**Aim of the task:**
Repeat the listing exactly as given, omitting every image.

**Dataset excerpt:**
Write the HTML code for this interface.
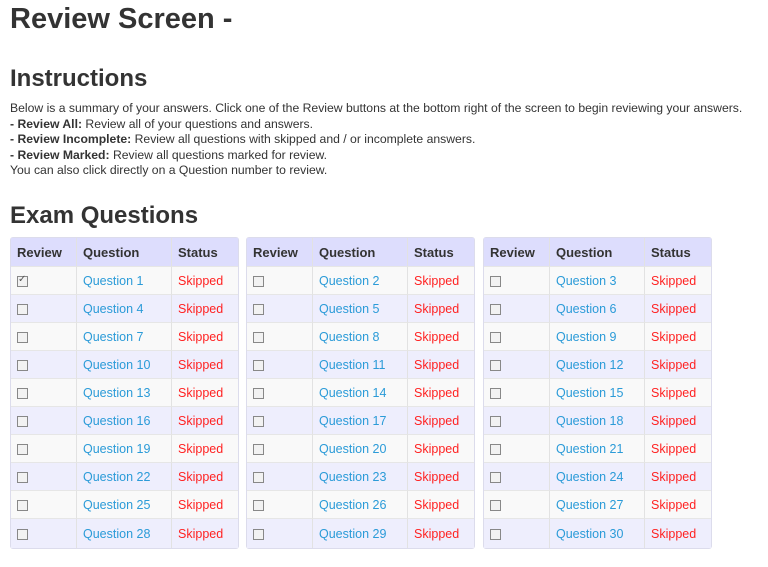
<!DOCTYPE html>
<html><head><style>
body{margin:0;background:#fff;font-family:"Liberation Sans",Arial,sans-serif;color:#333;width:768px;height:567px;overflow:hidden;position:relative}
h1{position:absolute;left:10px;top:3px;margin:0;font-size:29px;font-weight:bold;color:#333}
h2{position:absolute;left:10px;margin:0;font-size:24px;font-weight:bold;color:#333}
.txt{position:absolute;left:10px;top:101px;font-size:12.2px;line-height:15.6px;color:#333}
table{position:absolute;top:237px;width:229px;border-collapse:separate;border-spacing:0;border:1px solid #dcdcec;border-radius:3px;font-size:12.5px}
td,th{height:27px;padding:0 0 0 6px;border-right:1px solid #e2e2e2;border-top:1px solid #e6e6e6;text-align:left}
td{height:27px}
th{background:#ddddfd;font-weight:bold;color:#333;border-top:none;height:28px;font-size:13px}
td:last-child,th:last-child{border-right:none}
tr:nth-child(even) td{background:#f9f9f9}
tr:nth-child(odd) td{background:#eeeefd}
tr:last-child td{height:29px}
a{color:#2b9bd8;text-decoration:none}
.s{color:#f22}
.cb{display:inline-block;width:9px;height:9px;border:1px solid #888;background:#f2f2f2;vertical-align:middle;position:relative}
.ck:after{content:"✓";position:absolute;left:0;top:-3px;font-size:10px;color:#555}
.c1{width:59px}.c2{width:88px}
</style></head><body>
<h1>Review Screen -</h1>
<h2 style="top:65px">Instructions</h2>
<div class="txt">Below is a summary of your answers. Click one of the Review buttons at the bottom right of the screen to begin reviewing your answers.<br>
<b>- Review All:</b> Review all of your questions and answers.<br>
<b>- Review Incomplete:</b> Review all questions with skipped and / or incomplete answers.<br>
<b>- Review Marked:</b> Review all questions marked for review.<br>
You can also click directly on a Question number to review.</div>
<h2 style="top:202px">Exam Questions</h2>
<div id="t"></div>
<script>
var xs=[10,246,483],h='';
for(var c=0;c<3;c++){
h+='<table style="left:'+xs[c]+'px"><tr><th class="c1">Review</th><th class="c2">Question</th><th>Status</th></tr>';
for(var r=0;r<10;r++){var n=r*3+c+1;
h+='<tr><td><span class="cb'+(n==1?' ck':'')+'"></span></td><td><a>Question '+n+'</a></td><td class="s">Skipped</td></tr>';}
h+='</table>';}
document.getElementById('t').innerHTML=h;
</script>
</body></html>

**Solution:**
Write the HTML code for this interface.
<!DOCTYPE html>
<html><head><style>
body{margin:0;background:#fff;font-family:"Liberation Sans",Arial,sans-serif;color:#333;width:768px;height:567px;overflow:hidden;position:relative}
h1{position:absolute;left:10px;top:3px;margin:0;font-size:29px;font-weight:bold;color:#333}
h2{position:absolute;left:10px;margin:0;font-size:24px;font-weight:bold;color:#333}
.txt{position:absolute;left:10px;top:101px;font-size:12.2px;line-height:15.6px;color:#333}
table{position:absolute;top:237px;width:229px;border-collapse:separate;border-spacing:0;border:1px solid #dcdcec;border-radius:3px;font-size:12.5px}
td,th{height:27px;padding:0 0 0 6px;border-right:1px solid #e2e2e2;border-top:1px solid #e6e6e6;text-align:left}
td{height:27px}
th{background:#ddddfd;font-weight:bold;color:#333;border-top:none;height:28px;font-size:13px}
td:last-child,th:last-child{border-right:none}
tr:nth-child(even) td{background:#f9f9f9}
tr:nth-child(odd) td{background:#eeeefd}
tr:last-child td{height:29px}
a{color:#2b9bd8;text-decoration:none}
.s{color:#f22}
.cb{display:inline-block;width:9px;height:9px;border:1px solid #888;background:#f2f2f2;vertical-align:middle;position:relative}
.ck:after{content:"✓";position:absolute;left:0;top:-3px;font-size:10px;color:#555}
.c1{width:59px}.c2{width:88px}
</style></head><body>
<h1>Review Screen -</h1>
<h2 style="top:65px">Instructions</h2>
<div class="txt">Below is a summary of your answers. Click one of the Review buttons at the bottom right of the screen to begin reviewing your answers.<br>
<b>- Review All:</b> Review all of your questions and answers.<br>
<b>- Review Incomplete:</b> Review all questions with skipped and / or incomplete answers.<br>
<b>- Review Marked:</b> Review all questions marked for review.<br>
You can also click directly on a Question number to review.</div>
<h2 style="top:202px">Exam Questions</h2>
<div id="t"></div>
<script>
var xs=[10,246,483],h='';
for(var c=0;c<3;c++){
h+='<table style="left:'+xs[c]+'px"><tr><th class="c1">Review</th><th class="c2">Question</th><th>Status</th></tr>';
for(var r=0;r<10;r++){var n=r*3+c+1;
h+='<tr><td><span class="cb'+(n==1?' ck':'')+'"></span></td><td><a>Question '+n+'</a></td><td class="s">Skipped</td></tr>';}
h+='</table>';}
document.getElementById('t').innerHTML=h;
</script>
</body></html>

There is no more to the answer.